> **GIVEN TASK**: Find the lines with "Rebuild" in them and copy them out.

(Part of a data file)

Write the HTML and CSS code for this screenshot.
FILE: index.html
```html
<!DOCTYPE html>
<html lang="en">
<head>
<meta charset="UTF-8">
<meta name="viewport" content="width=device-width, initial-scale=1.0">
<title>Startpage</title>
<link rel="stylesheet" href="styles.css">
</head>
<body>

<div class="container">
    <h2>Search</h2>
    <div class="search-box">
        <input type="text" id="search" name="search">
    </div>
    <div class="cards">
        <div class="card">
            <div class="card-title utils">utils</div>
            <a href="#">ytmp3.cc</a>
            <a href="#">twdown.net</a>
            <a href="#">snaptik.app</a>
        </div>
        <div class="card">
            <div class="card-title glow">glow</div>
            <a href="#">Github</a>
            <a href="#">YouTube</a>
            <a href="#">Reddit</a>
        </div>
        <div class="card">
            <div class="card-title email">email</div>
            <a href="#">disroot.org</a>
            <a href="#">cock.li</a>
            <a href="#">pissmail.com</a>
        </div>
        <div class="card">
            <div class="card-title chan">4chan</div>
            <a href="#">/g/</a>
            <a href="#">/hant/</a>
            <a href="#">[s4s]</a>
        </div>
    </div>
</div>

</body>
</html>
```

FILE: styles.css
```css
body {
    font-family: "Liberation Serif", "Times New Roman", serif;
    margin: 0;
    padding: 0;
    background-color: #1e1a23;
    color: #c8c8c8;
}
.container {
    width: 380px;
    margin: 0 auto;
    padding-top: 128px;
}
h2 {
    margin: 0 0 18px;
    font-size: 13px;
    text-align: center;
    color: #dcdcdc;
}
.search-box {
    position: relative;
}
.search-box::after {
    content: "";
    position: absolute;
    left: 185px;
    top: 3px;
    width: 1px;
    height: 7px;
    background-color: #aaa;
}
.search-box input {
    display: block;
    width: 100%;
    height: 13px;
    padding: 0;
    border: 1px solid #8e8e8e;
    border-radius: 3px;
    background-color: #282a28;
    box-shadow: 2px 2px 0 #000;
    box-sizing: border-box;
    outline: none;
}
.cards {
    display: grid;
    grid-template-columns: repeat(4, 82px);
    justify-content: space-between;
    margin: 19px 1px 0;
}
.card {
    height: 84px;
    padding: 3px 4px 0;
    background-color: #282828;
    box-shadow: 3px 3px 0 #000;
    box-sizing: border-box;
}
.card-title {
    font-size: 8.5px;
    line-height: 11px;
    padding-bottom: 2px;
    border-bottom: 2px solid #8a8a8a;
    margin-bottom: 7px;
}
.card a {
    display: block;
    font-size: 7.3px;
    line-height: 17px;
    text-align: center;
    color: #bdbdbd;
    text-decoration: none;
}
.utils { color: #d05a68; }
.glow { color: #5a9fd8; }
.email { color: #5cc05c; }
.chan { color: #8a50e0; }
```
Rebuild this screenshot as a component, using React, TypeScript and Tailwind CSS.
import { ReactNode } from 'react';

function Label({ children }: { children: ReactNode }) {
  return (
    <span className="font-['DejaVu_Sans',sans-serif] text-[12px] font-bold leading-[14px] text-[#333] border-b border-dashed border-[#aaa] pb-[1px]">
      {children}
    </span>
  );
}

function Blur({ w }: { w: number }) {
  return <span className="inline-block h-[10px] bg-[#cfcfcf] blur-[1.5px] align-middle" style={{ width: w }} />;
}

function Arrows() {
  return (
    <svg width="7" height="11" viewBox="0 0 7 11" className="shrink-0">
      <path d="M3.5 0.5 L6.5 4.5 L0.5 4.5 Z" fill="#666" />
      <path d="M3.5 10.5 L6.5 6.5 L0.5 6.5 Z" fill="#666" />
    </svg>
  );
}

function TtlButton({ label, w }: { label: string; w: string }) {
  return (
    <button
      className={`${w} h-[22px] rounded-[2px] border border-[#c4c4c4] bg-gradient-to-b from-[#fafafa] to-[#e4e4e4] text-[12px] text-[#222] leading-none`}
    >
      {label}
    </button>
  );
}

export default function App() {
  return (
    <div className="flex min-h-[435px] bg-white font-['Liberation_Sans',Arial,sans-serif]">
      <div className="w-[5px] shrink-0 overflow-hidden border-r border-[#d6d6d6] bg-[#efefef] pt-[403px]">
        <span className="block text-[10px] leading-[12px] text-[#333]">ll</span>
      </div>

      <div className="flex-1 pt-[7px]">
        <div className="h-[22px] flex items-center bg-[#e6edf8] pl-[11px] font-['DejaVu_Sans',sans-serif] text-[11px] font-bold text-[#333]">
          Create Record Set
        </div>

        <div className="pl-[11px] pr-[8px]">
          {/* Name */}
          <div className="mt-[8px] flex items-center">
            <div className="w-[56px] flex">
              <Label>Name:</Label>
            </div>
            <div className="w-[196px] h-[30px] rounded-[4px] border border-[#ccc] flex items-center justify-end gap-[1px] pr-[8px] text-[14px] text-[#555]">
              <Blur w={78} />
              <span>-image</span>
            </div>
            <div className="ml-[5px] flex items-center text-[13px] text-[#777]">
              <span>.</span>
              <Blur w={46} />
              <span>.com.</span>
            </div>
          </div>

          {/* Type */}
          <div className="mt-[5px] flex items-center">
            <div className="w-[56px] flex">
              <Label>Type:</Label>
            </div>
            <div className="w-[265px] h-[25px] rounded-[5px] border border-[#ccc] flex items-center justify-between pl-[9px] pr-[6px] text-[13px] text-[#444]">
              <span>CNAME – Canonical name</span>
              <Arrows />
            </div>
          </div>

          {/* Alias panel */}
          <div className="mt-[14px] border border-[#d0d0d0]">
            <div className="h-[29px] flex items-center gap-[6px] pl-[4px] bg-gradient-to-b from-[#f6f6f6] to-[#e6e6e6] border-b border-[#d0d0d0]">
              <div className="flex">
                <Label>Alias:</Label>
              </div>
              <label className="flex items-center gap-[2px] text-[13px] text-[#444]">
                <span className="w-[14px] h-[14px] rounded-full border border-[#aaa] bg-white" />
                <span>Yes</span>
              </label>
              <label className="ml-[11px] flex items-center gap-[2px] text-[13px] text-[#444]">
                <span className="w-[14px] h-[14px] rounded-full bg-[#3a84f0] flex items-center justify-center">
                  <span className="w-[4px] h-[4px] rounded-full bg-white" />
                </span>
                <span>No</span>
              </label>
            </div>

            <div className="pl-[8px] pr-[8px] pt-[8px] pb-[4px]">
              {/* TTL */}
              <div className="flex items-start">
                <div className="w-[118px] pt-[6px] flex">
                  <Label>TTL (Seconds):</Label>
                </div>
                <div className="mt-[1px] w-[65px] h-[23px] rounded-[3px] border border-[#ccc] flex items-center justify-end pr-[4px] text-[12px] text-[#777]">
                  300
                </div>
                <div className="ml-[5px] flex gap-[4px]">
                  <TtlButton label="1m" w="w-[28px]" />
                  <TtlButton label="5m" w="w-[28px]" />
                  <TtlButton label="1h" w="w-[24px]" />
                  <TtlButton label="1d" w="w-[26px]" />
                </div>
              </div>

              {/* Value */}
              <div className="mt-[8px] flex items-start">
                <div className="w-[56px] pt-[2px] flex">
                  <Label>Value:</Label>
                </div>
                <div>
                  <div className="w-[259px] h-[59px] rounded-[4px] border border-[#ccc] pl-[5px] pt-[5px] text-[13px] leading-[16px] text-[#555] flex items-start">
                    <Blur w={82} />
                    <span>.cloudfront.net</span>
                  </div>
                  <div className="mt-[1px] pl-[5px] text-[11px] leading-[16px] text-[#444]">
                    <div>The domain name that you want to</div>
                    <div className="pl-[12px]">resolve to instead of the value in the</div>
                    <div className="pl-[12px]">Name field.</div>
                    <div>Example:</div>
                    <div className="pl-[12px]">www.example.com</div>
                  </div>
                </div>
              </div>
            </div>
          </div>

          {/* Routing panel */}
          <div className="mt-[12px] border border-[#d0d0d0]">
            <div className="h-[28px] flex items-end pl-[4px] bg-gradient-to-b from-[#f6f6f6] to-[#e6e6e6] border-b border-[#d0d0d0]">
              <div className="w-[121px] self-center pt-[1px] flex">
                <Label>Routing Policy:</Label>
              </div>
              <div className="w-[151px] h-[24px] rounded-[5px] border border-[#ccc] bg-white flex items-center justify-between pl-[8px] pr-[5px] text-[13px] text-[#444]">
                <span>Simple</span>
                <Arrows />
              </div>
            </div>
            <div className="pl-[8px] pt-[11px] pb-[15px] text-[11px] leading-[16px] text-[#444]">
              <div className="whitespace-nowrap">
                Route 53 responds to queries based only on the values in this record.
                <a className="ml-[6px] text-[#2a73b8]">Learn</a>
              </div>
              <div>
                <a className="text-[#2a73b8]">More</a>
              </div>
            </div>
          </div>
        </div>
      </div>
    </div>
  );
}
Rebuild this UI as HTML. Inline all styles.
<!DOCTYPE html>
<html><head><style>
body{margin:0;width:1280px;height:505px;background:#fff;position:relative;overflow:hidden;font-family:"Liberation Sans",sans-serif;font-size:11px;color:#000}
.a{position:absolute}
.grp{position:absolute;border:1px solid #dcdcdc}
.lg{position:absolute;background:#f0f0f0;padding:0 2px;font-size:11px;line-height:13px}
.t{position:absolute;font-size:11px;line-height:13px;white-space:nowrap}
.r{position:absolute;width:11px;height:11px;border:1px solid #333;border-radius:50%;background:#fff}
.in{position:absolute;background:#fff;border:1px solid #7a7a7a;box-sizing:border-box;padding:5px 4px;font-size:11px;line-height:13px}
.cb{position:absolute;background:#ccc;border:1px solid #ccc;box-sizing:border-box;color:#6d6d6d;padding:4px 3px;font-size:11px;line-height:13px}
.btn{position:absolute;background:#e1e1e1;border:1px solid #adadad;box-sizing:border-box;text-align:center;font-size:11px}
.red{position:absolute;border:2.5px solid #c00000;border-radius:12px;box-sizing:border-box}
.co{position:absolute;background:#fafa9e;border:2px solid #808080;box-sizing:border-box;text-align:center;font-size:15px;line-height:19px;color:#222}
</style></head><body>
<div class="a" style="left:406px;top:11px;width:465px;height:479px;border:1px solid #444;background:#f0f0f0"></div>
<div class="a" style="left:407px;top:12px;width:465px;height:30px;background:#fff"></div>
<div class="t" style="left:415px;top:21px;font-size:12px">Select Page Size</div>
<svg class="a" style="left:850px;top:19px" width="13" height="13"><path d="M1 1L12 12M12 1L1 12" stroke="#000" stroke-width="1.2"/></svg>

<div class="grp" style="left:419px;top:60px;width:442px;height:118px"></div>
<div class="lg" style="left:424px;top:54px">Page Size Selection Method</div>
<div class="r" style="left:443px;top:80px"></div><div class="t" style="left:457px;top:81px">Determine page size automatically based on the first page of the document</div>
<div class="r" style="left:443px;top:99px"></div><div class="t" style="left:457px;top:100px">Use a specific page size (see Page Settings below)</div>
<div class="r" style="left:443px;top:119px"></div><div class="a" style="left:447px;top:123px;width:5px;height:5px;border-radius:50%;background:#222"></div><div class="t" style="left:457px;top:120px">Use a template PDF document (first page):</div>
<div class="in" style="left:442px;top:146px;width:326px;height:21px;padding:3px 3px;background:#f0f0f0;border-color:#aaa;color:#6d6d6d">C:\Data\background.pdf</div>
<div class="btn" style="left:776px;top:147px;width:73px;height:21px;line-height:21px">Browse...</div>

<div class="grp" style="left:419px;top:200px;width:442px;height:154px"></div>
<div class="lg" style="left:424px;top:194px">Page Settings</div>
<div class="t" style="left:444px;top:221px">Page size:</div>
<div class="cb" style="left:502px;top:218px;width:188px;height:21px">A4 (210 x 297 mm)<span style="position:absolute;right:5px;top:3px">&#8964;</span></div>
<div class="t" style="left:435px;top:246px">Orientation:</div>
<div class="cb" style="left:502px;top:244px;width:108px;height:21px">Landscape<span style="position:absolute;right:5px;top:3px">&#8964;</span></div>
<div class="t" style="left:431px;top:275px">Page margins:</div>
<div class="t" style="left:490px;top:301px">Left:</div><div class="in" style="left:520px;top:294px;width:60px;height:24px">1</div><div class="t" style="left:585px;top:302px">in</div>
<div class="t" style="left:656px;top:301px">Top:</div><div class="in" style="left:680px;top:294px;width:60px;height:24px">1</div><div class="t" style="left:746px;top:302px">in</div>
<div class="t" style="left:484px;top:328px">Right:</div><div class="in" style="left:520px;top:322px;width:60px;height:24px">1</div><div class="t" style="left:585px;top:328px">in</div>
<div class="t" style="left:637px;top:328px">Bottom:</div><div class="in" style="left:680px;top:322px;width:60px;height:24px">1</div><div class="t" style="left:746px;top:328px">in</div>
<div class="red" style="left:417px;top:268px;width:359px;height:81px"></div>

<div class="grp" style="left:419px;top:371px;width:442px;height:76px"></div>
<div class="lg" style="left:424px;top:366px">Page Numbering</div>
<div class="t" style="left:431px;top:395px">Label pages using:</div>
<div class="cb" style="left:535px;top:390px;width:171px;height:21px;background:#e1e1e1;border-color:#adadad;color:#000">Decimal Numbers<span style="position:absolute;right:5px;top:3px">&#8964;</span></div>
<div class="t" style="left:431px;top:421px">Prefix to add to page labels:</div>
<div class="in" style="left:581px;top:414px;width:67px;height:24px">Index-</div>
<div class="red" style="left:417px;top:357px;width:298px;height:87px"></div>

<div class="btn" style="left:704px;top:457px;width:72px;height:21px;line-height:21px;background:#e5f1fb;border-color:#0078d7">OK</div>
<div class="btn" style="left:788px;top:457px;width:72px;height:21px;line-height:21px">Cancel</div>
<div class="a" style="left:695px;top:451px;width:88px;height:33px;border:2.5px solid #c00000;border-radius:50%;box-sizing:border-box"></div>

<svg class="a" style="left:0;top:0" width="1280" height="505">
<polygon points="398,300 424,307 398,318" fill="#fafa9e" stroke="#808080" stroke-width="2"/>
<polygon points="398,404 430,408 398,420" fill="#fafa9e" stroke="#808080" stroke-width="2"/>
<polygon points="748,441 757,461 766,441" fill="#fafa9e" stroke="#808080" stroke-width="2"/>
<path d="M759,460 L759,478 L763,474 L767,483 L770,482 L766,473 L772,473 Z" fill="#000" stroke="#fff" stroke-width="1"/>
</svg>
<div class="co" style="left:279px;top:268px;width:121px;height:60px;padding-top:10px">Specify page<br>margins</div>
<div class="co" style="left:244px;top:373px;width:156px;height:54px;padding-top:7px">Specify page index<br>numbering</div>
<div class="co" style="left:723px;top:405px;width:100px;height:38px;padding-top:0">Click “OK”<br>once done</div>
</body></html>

> **FULL RESPONSE**:
Rebuild this screenshot as a component, using React, TypeScript and Tailwind CSS.
Rebuild this UI as HTML. Inline all styles.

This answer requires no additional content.